Obviously, shares are a totally different breed. While buying or selling shares, you have to deal with the fluctuating market price of the shares, which varies by the second, during the trading day.
While a high NAV value is generally assumed to perform better, it’s a misconception. In fact, a high NAV can represent high volatility, and if you’re someone with a low tolerance for risk, you might be better off with funds with a lower NAV!
There’s another misconception about NAV; that it is the same as the book value. It isn’t! While book value is used to evaluate the stock price of an individual company, NAV is used as a measure for evaluating all of the equity holdings in a mutual fund. Although it’s notable that the NAV is often close to or equal to the book value per share of a business.
Well, for starters, don’t blindly compare the NAV. That hardly tells you anything. Don’t be infatuated with the past performance either!
Know Your Investment Appetite: Compare the investment style and approach being used by the fund. If your thoughts and notions sync, that’s a tick in the which-fund-to-buy checkbox.
Performance Comparison: You can’t directly make the comparison, but you can mark similar mutual funds with similar portfolios and mutually track their NAVs across a time span.
Take a look at the expense ratio: Repeat after me, the higher the expense ratio, the lower the net returns. This is the fee charged by the mutual fund company for managing the fund.
Returns Over Time: Examine the fund’s returns over time.
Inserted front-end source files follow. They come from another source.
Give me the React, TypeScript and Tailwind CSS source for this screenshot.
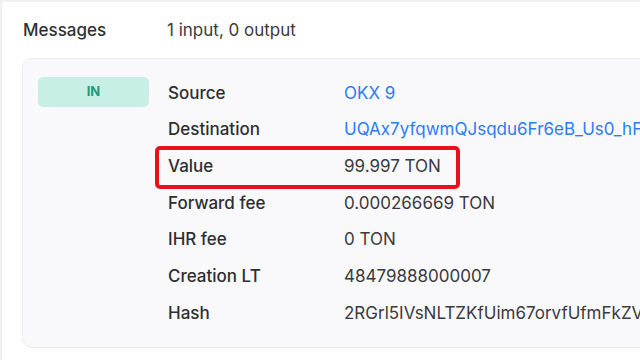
import React from "react";

const rows: { label: string; value: string; link?: boolean; boxed?: boolean }[] = [
  { label: "Source", value: "OKX 9", link: true },
  { label: "Destination", value: "UQAx7yfqwmQJsqdu6Fr6eB_Us0_hFq2xKp9VmTnE7cDs", link: true },
  { label: "Value", value: "99.997 TON", boxed: true },
  { label: "Forward fee", value: "0.000266669 TON" },
  { label: "IHR fee", value: "0 TON" },
  { label: "Creation LT", value: "48479888000007" },
  { label: "Hash", value: "2RGrl5IVsNLTZKfUim67orvfUfmFkZVx1qQ3wPb8sT0=" },
];

const App = () => {
  return (
    <div
      className="relative w-[640px] h-[360px] overflow-hidden bg-white border-l-2 border-t-2 border-[#eef0f3] text-[#2c2c2e]"
      style={{ fontFamily: "Inter, 'Noto Sans', sans-serif" }}
    >
      <div className="flex items-center h-[56px] pt-[2px] pl-[21px] text-[17px]">
        <div className="w-[144px] font-medium text-[#303033]">Messages</div>
        <div className="text-[#3a3a3c]">1 input, 0 output</div>
      </div>

      <div className="ml-[20px] w-[660px] rounded-[10px] border border-[#ececf0] bg-[#f9f9fb] pl-[15px] pt-[16px] pb-[15px] flex gap-[19px]">
        <div className="mt-[2px] w-[111px] h-[30px] shrink-0 rounded-[5px] bg-[#c8efe6] flex items-center justify-center text-[13px] font-bold text-[#1e9a72]">
          IN
        </div>
        <div className="flex flex-col">
          {rows.map((r) => (
            <div key={r.label} className="relative flex items-center h-[36.7px] text-[17px] whitespace-nowrap">
              <div className="w-[176px] font-medium text-[#2e2e31]">{r.label}</div>
              <div className={r.link ? "text-[#2d7cf2]" : "text-[#3a3a3c]"}>{r.value}</div>
              {r.boxed && (
                <div className="absolute left-[-13px] top-[-2px] w-[305px] h-[43px] rounded-[5px] border-[4px] border-[#e8101a]" />
              )}
            </div>
          ))}
        </div>
      </div>
    </div>
  );
};

export default App;
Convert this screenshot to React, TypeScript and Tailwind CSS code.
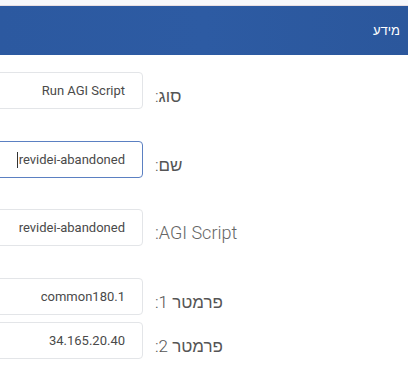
import React from 'react'

interface Field {
  label: string
  value: string
  focused?: boolean
  hebrew?: boolean
}

const fields: Field[] = [
  { label: 'סוג:', value: 'Run AGI Script', hebrew: true },
  { label: 'שם:', value: 'revidei-abandoned', focused: true, hebrew: true },
  { label: 'AGI Script:', value: 'revidei-abandoned' },
  { label: 'פרמטר 1:', value: 'common180.1', hebrew: true },
  { label: 'פרמטר 2:', value: '34.165.20.40', hebrew: true },
]

function FormRow({ field, className }: { field: Field; className?: string }) {
  return (
    <div className={`flex items-start gap-[12px] ${className ?? ''}`}>
      <label
        className={`w-[253px] shrink-0 pt-[12px] text-left font-light leading-[24px] ${
          field.hebrew ? 'text-[17px] text-[#555]' : 'text-[18px] text-[#666]'
        }`}
      >
        {field.label}
      </label>
      <div
        className={`relative flex h-[37px] w-[220px] shrink-0 items-center rounded-[4px] border bg-white pr-[17px] text-[13px] text-[#4a4a4a] ${
          field.focused ? 'border-[#5b80c2]' : 'border-[#e3e5e8]'
        }`}
      >
        <span dir="ltr" className="flex items-center">
          {field.focused && <span className="mr-[1px] inline-block h-[16px] w-[1px] bg-[#333]" />}
          {field.value}
        </span>
      </div>
    </div>
  )
}

export default function App() {
  return (
    <div
      dir="rtl"
      className="h-[365px] w-[408px] overflow-hidden bg-white"
      style={{ fontFamily: 'Roboto, "Liberation Sans", sans-serif' }}
    >
      <div className="h-[6px] border-b border-[#e8dfe3] bg-[#f7f8fb]" />
      <div className="flex h-[49px] items-center bg-gradient-to-l from-[#2b579c] via-[#2d5ba3] to-[#2c59a0] pr-[8px] text-[13px] text-white">
        מידע
      </div>
      <div className="pt-[17px]">
        <FormRow field={fields[0]} />
        <FormRow field={fields[1]} className="mt-[32px]" />
        <FormRow field={fields[2]} className="mt-[31px]" />
        <FormRow field={fields[3]} className="mt-[32px]" />
        <FormRow field={fields[4]} className="mt-[7px]" />
      </div>
    </div>
  )
}
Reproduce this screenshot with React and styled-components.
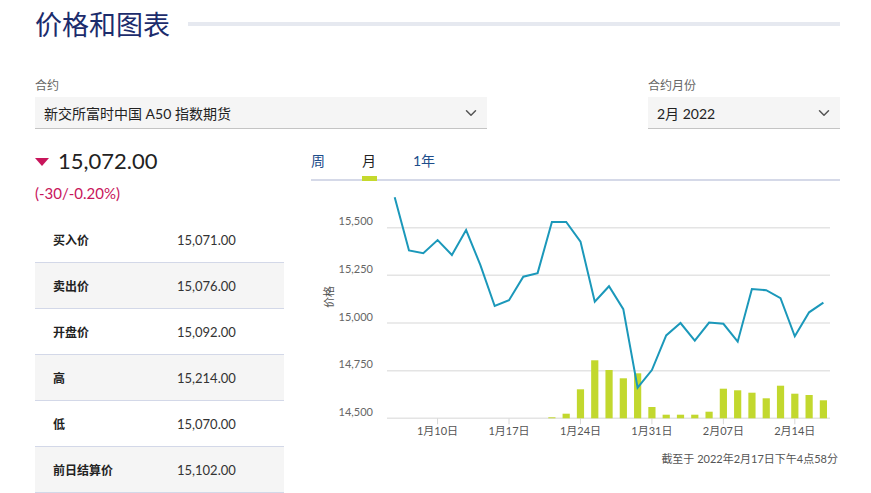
import React from 'react';
import styled, { createGlobalStyle } from 'styled-components';
import { ChevronDown } from 'lucide-react';

const GlobalStyle = createGlobalStyle`
  body {
    margin: 0;
    background: #ffffff;
    font-family: Lato, "Noto Sans CJK SC", sans-serif;
    color: #222;
  }
`;

const Page = styled.div`
  width: 871px;
  box-sizing: border-box;
  padding: 8px 31px 0 35px;
`;

const Header = styled.header`
  display: flex;
  align-items: center;
  gap: 18px;
  height: 32px;
`;

const Title = styled.h1`
  margin: 0;
  font-size: 27px;
  line-height: 32px;
  font-weight: 400;
  color: #1c2c6c;
  font-family: "Noto Sans CJK SC", sans-serif;
`;

const TitleRule = styled.div`
  flex: 1;
  height: 4px;
  background: #e6e9f0;
`;

const SelectRow = styled.div`
  display: flex;
  justify-content: space-between;
  margin-top: 38px;
`;

const Field = styled.div`
  width: ${(p) => p.width}px;
`;

const FieldLabel = styled.div`
  font-size: 12px;
  line-height: 16px;
  color: #666;
  margin-bottom: 3px;
`;

const Select = styled.div`
  display: flex;
  align-items: center;
  justify-content: space-between;
  height: 32px;
  box-sizing: border-box;
  padding: 0 7px 0 9px;
  background: #f5f5f5;
  border-bottom: 1px solid #c4c4c4;
  font-size: 14px;
  color: #222;
  svg {
    color: #555;
  }
`;

const Body = styled.div`
  display: flex;
  gap: 27px;
  margin-top: 19px;
`;

const Summary = styled.div`
  width: 249px;
`;

const PriceRow = styled.div`
  display: flex;
  align-items: center;
  gap: 9px;
  height: 26px;
`;

const DownArrow = styled.span`
  width: 0;
  height: 0;
  border-left: 7px solid transparent;
  border-right: 7px solid transparent;
  border-top: 8px solid #c8155b;
  margin-top: 2px;
`;

const Price = styled.div`
  font-size: 22px;
  line-height: 26px;
  color: #222;
`;

const Change = styled.div`
  margin-top: 9px;
  font-size: 15px;
  line-height: 20px;
  color: #c8155b;
`;

const Table = styled.div`
  margin-top: 14px;
`;

const Row = styled.div`
  display: flex;
  align-items: center;
  height: 46px;
  box-sizing: border-box;
  border-bottom: 1px solid #d3d8e8;
  background: ${(p) => (p.shaded ? '#f5f5f5' : '#ffffff')};
`;

const RowLabel = styled.div`
  width: 124px;
  padding-left: 18px;
  font-family: "Noto Sans CJK SC", sans-serif;
  font-weight: 700;
  font-size: 12px;
  color: #222;
`;

const RowValue = styled.div`
  font-size: 13px;
  color: #333;
`;

const ChartPanel = styled.div`
  flex: 1;
`;

const Tabs = styled.div`
  display: flex;
  padding-top: 3px;
  border-bottom: 2px solid #d5d9e8;
`;

const Tab = styled.div`
  position: relative;
  width: 51px;
  padding: 0 0 8px 0;
  font-size: 14px;
  line-height: 20px;
  color: ${(p) => (p.active ? '#222' : '#1d4d8a')};
  &::after {
    content: '';
    display: ${(p) => (p.active ? 'block' : 'none')};
    position: absolute;
    left: 0;
    bottom: -2px;
    width: 15px;
    height: 5px;
    background: #c5d92d;
  }
`;

const ChartSvg = styled.svg`
  display: block;
  font-family: Lato, "Noto Sans CJK SC", sans-serif;
`;

const Footnote = styled.div`
  text-align: right;
  font-size: 11px;
  line-height: 16px;
  color: #555;
  padding-right: 2px;
`;

const prices = [
  15660, 15381, 15366, 15435, 15357, 15488, 15304, 15089, 15119, 15243, 15262,
  15530, 15530, 15427, 15112, 15193, 15073, 14661, 14753, 14935, 15000, 14907,
  15002, 14996, 14902, 15178, 15172, 15130, 14930, 15056, 15107,
];

// volume bar heights in px, starting from trading day 11
const volumes = [
  1, 4.6, 29, 58, 48.3, 40, 45, 11.3, 3.6, 3.6, 3.6, 6.6, 29.6, 28, 25.6, 20,
  32.6, 24.6, 23.3, 18,
];

const OX = 311;
const OY = 181;
const X0 = 394.7 - OX;
const STEP = 14.29;
const BASE = 418.3 - OY;
const GRID = 47.65;
const yFor = (p) => BASE - ((p - 14500) / 250) * GRID;

const yTicks = ['14,500', '14,750', '15,000', '15,250', '15,500'];
const xTicks = [
  { i: 3, label: '1月10日' },
  { i: 8, label: '1月17日' },
  { i: 13, label: '1月24日' },
  { i: 18, label: '1月31日' },
  { i: 23, label: '2月07日' },
  { i: 28, label: '2月14日' },
];

function PriceChart() {
  const line = prices
    .map((p, i) => `${(X0 + i * STEP).toFixed(1)},${yFor(p).toFixed(1)}`)
    .join(' ');
  return (
    <ChartSvg width="529" height="270" viewBox="0 0 529 270">
      {yTicks.map((t, k) => (
        <g key={t}>
          <line x1="76" x2="519" y1={BASE - k * GRID} y2={BASE - k * GRID} stroke="#e4e4e4" strokeWidth="1.5" />
          <text x="62" y={BASE - k * GRID - 5} textAnchor="end" dominantBaseline="middle" fontSize="11" fill="#666">
            {t}
          </text>
        </g>
      ))}
      <text x="19" y="116" fontSize="11" fill="#555" textAnchor="middle" dominantBaseline="middle" transform="rotate(-90 19 116)">
        价格
      </text>
      {xTicks.map(({ i, label }) => (
        <g key={label}>
          <line x1={X0 + i * STEP} x2={X0 + i * STEP} y1={BASE} y2={BASE + 6} stroke="#d8d8d8" strokeWidth="1" />
          <text x={X0 + i * STEP} y={BASE + 14} textAnchor="middle" dominantBaseline="middle" fontSize="11" fill="#555">
            {label}
          </text>
        </g>
      ))}
      {volumes.map((h, k) => (
        <rect key={k} x={X0 + (k + 11) * STEP - 3.6} y={BASE - h} width="7.2" height={h} fill="#c2d82e" />
      ))}
      <polyline points={line} fill="none" stroke="#1b98ba" strokeWidth="2" strokeLinejoin="miter" />
    </ChartSvg>
  );
}

const rows = [
  ['买入价', '15,071.00'],
  ['卖出价', '15,076.00'],
  ['开盘价', '15,092.00'],
  ['高', '15,214.00'],
  ['低', '15,070.00'],
  ['前日结算价', '15,102.00'],
];

export default function App() {
  return (
    <Page>
      <GlobalStyle />
      <Header>
        <Title>价格和图表</Title>
        <TitleRule />
      </Header>

      <SelectRow>
        <Field width={452}>
          <FieldLabel>合约</FieldLabel>
          <Select>
            新交所富时中国 A50 指数期货
            <ChevronDown size={18} strokeWidth={2} />
          </Select>
        </Field>
        <Field width={192}>
          <FieldLabel>合约月份</FieldLabel>
          <Select>
            2月 2022
            <ChevronDown size={18} strokeWidth={2} />
          </Select>
        </Field>
      </SelectRow>

      <Body>
        <Summary>
          <PriceRow>
            <DownArrow />
            <Price>15,072.00</Price>
          </PriceRow>
          <Change>(-30/-0.20%)</Change>
          <Table>
            {rows.map(([label, value], i) => (
              <Row key={label} shaded={i % 2 === 1}>
                <RowLabel>{label}</RowLabel>
                <RowValue>{value}</RowValue>
              </Row>
            ))}
          </Table>
        </Summary>

        <ChartPanel>
          <Tabs>
            <Tab>周</Tab>
            <Tab active>月</Tab>
            <Tab>1年</Tab>
          </Tabs>
          <PriceChart />
          <Footnote>截至于 2022年2月17日下午4点58分</Footnote>
        </ChartPanel>
      </Body>
    </Page>
  );
}
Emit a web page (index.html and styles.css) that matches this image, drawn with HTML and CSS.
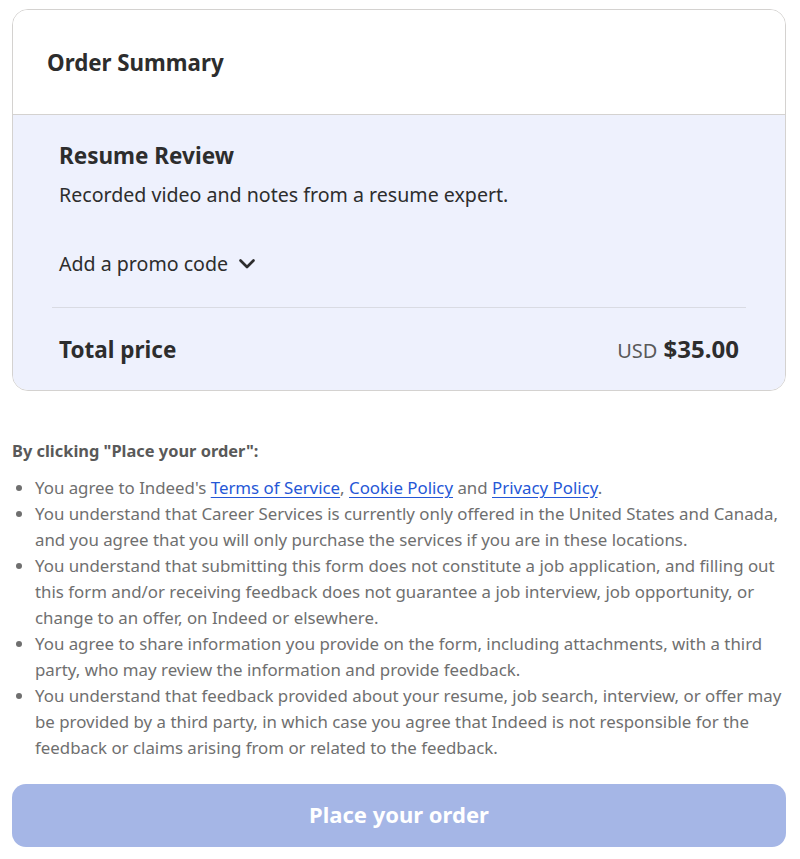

If a fund provides good returns consistently, then that’s likely a better choice than a fund that has high returns one year but poor returns the next.
1. The Net Asset Value (NAV) of a mutual fund is calculated every hour.
[ ] True
[ ] False
2. A lower NAV always means the mutual fund is a better investment.
[ ] True
[ ] False
3. The NAV of a mutual fund represents the fund manager's salary.
[ ] True
[ ] False
4. Investing in mutual funds guarantees profits.
[ ] True
[ ] False
5. Mutual funds only invest in stocks.
[ ] True
[ ] False
If you answered any of the above questions “True”, re-read the entire article!